The plan is to share that out equally between hydroelectric, wind and solar energy: the wind park at Dhar Saadane then, is just one link in the chain and not enough in itself to meet the wind energy targets.
Morocco wants to produce 2,000 MW in wind energy alone by 2020 and for the moment, its windmills are only producing 280 MW year - and that will require an investment of some 2.2 billion euros (three billion dollars).
It will also have to build three dams to increase its hydroelectric production to 2,200 MW by 2020, said Zniber at the energy ministry.
But the real work will have to come in solar energy, a resource that until now has been underexploited.
Morocco is putting 6.6 billion euros into plans to produce 2,000 MW in solar energy by their stated deadline, said Mustapha Bakkoury, president of the Moroccan Agency for Solar Energy (MASEN).
And given the amount of sunshine the kingdom enjoys, Morocco can expect to get a good return on its investment in this area, said Bakkoury: for the yield from its site would be 20 to 30 percent than equivalent installations in Spain.
Five sites have been chosen for this part of the programme, the first of which will be developed in Ouarzazate.
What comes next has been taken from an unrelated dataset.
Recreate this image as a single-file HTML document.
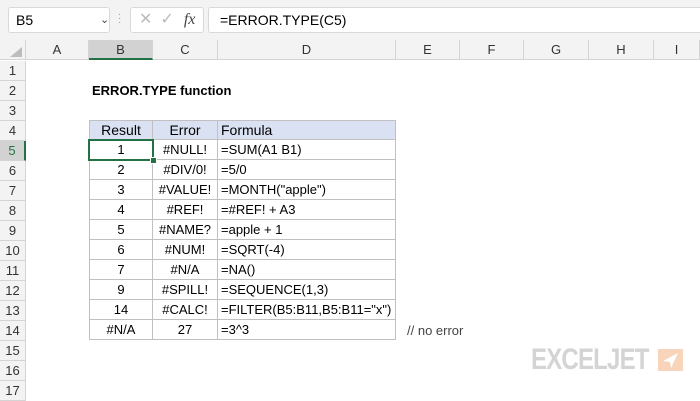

Deep in the heart of Morocco, the desert city is perhaps better known for some of the films that have been shot there: from David Lean's "Lawrence of Arabia" to "Star Wars" and Ridley Scott's "Gladiator".
The plan is to have the Ouarzazate producing 500 MW by 2015. Morocco will put the first part of the project out to tender before the end of the year.
The problem with solar energy, said Bakkoury, was that it was a lot more expensive that conventional energy.
"This effort could only be justified if we put it in a larger economic context: the aim of the solar plan is to establish a real economic sector."